* begin *

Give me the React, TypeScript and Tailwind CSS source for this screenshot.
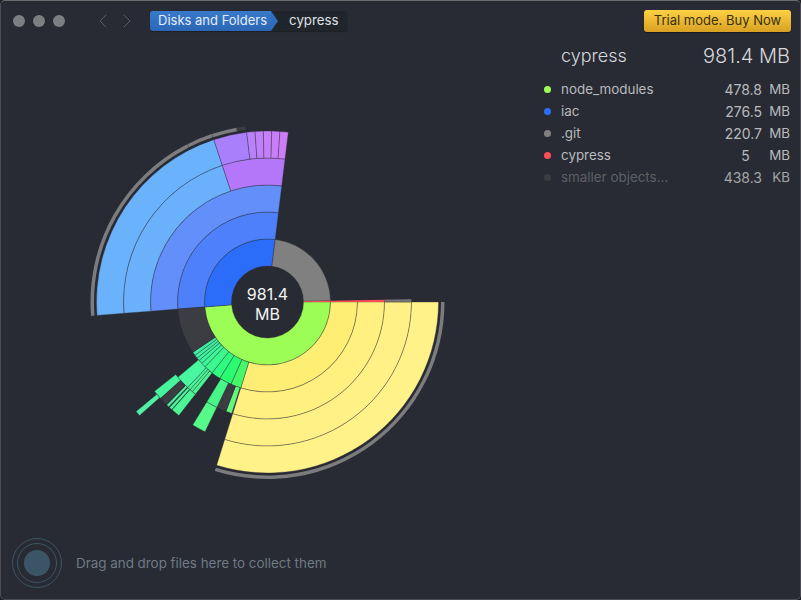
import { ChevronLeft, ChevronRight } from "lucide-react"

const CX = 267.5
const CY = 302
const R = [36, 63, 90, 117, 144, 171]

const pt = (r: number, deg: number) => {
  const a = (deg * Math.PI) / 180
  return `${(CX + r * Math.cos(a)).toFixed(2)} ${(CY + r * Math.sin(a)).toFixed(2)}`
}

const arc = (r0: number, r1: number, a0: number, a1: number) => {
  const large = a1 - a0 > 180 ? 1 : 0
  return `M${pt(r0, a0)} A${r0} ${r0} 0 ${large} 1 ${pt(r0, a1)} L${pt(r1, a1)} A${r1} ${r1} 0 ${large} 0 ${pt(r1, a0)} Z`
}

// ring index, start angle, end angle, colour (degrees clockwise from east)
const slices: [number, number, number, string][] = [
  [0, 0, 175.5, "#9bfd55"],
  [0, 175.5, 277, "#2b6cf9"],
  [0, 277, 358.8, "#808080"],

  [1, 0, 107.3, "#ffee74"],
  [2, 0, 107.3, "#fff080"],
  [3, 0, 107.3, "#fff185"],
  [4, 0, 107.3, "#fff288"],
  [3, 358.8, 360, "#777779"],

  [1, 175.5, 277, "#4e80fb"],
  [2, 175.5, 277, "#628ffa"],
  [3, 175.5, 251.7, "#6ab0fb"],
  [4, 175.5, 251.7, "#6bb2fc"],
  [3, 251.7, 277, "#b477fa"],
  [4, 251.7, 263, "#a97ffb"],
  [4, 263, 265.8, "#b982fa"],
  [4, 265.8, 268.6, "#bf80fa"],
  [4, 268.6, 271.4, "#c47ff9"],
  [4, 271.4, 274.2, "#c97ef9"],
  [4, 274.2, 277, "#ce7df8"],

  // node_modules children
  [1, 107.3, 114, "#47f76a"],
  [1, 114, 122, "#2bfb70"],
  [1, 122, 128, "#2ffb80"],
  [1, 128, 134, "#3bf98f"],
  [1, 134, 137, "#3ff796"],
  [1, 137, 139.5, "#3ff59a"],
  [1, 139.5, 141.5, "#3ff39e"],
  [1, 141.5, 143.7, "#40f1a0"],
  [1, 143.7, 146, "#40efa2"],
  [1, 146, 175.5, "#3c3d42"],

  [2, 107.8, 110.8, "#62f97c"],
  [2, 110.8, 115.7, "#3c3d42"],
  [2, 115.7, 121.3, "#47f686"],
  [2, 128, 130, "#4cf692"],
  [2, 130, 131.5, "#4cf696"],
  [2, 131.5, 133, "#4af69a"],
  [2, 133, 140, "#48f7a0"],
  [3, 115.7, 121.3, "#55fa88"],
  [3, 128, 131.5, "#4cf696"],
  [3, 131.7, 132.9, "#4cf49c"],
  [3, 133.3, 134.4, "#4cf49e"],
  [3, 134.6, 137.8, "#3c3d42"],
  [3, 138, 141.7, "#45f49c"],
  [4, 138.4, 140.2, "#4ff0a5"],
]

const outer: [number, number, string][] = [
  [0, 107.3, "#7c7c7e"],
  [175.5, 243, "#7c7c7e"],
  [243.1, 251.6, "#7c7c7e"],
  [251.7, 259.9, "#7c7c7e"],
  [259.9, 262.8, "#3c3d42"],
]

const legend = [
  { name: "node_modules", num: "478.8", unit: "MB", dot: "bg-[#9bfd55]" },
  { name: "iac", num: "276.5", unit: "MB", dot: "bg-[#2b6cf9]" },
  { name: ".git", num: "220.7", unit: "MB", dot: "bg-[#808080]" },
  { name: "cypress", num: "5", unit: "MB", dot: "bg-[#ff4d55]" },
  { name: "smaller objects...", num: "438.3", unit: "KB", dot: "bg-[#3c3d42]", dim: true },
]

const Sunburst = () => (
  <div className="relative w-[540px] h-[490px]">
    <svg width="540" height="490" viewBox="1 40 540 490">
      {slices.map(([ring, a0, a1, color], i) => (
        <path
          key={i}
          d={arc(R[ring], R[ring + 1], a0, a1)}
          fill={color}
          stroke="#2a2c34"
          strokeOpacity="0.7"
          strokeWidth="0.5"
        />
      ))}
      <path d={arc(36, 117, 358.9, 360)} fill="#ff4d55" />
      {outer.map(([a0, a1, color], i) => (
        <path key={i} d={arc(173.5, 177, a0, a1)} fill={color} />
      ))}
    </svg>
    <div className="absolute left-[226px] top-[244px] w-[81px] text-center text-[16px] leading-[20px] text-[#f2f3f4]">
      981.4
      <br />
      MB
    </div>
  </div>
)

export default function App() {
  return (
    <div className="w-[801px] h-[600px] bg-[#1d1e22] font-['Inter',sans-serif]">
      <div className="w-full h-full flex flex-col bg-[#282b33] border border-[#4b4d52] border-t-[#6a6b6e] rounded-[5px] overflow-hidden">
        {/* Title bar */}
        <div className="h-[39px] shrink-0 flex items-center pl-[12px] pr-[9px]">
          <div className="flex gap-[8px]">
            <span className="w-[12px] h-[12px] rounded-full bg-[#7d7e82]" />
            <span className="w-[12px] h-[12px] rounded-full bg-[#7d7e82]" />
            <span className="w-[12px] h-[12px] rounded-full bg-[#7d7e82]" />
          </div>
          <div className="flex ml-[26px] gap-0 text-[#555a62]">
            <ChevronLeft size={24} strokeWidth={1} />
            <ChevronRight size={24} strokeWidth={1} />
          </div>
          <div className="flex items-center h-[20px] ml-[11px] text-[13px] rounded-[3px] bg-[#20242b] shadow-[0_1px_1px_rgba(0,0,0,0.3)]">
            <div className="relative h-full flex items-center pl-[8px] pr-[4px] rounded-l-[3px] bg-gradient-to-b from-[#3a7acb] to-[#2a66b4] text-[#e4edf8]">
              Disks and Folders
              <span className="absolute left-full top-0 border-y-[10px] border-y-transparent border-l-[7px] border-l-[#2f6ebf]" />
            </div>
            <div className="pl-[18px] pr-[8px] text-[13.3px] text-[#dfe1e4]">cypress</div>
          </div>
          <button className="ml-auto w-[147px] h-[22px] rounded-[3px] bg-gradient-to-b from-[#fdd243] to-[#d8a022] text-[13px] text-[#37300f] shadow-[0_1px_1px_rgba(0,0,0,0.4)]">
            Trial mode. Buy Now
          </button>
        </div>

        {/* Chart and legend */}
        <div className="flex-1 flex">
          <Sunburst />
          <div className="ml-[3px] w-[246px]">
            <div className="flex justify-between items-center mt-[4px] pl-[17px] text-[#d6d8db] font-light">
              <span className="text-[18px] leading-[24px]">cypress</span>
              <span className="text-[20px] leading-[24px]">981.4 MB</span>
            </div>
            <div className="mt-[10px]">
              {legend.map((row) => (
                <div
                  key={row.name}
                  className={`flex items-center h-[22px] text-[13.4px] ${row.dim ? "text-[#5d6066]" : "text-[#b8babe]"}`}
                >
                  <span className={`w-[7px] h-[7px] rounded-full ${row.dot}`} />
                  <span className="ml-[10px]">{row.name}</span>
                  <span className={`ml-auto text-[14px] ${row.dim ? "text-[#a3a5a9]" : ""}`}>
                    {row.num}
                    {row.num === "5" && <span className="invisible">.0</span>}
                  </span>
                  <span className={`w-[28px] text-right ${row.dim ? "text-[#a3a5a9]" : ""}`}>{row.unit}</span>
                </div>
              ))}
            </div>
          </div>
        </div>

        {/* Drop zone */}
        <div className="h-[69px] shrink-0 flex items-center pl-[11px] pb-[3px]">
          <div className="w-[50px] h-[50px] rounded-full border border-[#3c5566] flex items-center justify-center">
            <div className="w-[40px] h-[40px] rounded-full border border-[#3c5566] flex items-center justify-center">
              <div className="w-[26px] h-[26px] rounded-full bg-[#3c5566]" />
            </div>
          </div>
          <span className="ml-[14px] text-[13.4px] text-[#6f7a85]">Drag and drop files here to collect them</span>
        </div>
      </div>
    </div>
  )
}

* end *

Quote, exactly and only, the lines from the first line of the data above through the line containing "const R = [36, 63, 90, 117, 144, 171]". The pictures do not belong in it.

Give me the React, TypeScript and Tailwind CSS source for this screenshot.
import { ChevronLeft, ChevronRight } from "lucide-react"

const CX = 267.5
const CY = 302
const R = [36, 63, 90, 117, 144, 171]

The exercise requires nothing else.